Now that you know your puppy is healthy it is time to start training. This includes everything from potty training to obedience and socialization. The endless resources that are available can be overwhelming. I recommend “Perfect Puppy in 7 Days: How to Start Your Puppy Off Right”, by Dr. Sophia Yin and “The Perfect Puppy”, by Gwen Bailey, 2017 edition. The SPCA for Monterey County website also has good resources and offers local classes. Starting with obedience training at home and progressing to classes once vaccinated can be very beneficial to your relationship with your new family member. These interactions early on can help set a puppy up for a well mannered relationship with the family and other pets.

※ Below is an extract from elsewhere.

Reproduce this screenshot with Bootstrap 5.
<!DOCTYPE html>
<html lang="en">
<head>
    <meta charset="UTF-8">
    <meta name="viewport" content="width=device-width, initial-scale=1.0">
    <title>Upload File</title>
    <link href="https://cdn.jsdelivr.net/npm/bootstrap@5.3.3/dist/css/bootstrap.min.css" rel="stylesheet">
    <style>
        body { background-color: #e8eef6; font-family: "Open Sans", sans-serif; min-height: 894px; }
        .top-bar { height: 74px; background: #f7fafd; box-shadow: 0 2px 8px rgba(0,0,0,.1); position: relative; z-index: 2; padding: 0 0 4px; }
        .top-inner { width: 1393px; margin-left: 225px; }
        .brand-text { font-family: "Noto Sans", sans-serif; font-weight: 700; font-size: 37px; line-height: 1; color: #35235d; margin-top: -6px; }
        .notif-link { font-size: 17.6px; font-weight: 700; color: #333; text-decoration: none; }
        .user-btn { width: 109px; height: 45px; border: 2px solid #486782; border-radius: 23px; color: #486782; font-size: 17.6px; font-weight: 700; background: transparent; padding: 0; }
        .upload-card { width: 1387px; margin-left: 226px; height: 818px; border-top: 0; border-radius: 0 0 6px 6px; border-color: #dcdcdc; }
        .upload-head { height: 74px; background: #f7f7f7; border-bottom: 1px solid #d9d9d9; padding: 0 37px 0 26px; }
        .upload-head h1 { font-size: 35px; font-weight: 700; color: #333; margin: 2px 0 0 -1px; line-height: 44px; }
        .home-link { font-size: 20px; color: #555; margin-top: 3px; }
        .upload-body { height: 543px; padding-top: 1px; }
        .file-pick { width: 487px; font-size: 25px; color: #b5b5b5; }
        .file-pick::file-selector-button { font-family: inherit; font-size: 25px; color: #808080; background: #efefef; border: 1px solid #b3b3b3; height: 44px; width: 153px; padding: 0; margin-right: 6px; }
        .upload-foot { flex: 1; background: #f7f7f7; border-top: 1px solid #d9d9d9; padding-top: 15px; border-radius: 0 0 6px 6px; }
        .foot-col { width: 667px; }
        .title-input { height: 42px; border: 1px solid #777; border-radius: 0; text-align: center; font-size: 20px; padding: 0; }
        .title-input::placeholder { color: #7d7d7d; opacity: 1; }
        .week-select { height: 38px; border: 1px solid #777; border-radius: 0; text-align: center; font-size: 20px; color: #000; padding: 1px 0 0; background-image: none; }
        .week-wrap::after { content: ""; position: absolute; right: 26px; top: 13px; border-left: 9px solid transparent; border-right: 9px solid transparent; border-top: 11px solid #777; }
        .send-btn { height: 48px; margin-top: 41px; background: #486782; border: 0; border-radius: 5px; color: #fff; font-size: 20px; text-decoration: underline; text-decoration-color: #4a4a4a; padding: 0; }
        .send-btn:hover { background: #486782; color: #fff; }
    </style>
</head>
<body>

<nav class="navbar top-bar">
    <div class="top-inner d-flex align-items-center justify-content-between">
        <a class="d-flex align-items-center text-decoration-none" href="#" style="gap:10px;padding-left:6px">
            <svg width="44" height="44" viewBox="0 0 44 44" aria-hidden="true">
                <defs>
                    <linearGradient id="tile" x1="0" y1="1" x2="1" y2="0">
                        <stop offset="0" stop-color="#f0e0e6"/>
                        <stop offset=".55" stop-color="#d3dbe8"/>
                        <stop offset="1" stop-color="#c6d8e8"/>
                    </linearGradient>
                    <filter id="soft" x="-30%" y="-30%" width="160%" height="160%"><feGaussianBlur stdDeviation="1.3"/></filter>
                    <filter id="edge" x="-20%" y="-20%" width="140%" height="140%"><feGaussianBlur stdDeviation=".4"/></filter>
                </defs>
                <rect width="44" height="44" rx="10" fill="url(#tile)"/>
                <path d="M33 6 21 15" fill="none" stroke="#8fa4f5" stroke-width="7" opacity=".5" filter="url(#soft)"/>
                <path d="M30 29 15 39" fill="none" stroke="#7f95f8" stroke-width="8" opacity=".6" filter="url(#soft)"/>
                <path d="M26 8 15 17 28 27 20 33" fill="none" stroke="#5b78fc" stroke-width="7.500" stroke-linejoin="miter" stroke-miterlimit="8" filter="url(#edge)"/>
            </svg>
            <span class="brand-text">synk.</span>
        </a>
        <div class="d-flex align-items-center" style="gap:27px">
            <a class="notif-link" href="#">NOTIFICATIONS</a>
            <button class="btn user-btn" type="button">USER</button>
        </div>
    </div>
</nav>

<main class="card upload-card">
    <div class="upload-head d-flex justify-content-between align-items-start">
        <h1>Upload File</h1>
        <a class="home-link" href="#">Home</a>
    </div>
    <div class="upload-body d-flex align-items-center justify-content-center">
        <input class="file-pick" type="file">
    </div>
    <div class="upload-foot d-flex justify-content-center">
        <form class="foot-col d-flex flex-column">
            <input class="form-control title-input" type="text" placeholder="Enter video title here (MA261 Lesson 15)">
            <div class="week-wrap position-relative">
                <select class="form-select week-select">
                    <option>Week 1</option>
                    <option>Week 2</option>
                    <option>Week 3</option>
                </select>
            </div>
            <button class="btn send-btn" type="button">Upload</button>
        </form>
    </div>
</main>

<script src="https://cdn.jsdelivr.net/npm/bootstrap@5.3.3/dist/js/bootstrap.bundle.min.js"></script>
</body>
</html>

It is very tempting to show off your puppy but keep in mind the world is a potentially hazardous place for young puppies. Places to specifically avoid prior to full vaccination are dog parks, the beach, hiking trails, the pet store and even your front yard. The goal is to limit a not fully vaccinated puppy’s exposure to places that may have been visited by wild animals or domestic animals that could be carrying disease or parasites until your puppy is fully protected (usually by 4 months of age). Some infectious diseases can survive in the environment for more than a year. Your fenced yard and inside your house are likely the safest place for your puppy. Friends can bring their adult, fully vaccinated dogs over to your house for supervised play and socialization.
Puppy training classes are a very important part of their development. It allows them to socialize with other people and dogs as well as learn manners and obedience. Remember that training your dog is as much about training yourself as them. Make sure that the class has vaccine requirements that are being enforced to limit infectious disease risk.

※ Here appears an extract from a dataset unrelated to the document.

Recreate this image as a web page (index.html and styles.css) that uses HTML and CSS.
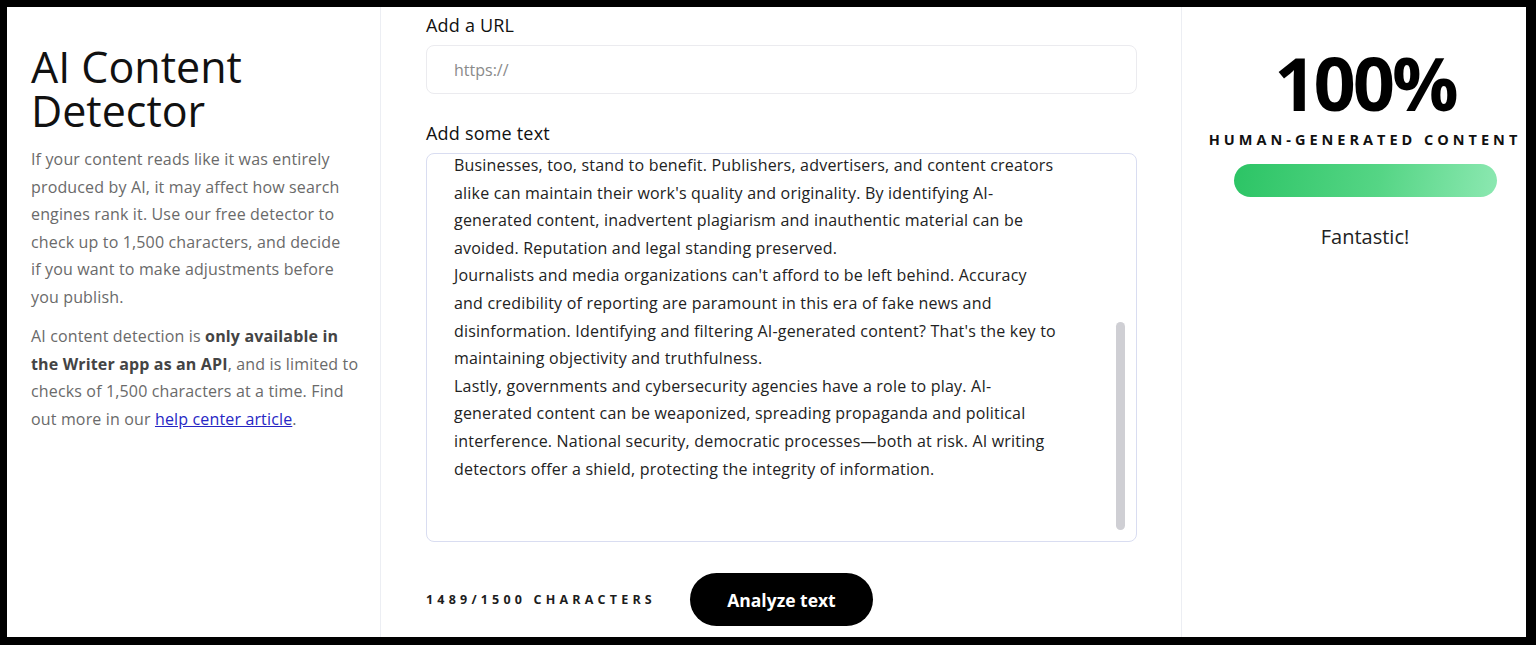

Puppies also love to eat and put everything in their mouths. While many things are benign, others can be toxic or get stuck in their intestines. Some of the more common exposures we see are chocolate, toxic plants, raisins, and xylitol (artificial sweetener). If your pet has consumed one of these or any other substance that you are not sure is safe, call your veterinarian or the ASPCA Pet Poison Hotline immediately. Common things that I have removed from inside puppies include dog toys and the stuffing, socks, undergarments, string, fishing line, fishing hooks, corn cobs, dish towels and childrens toys. Please provide age and size appropriate toys and discourage access to other potentially dangerous items.
A puppy is a lifelong commitment and if you invest heavily at the beginning it will pay dividends in the long run. Enjoy that puppy breath while it lasts!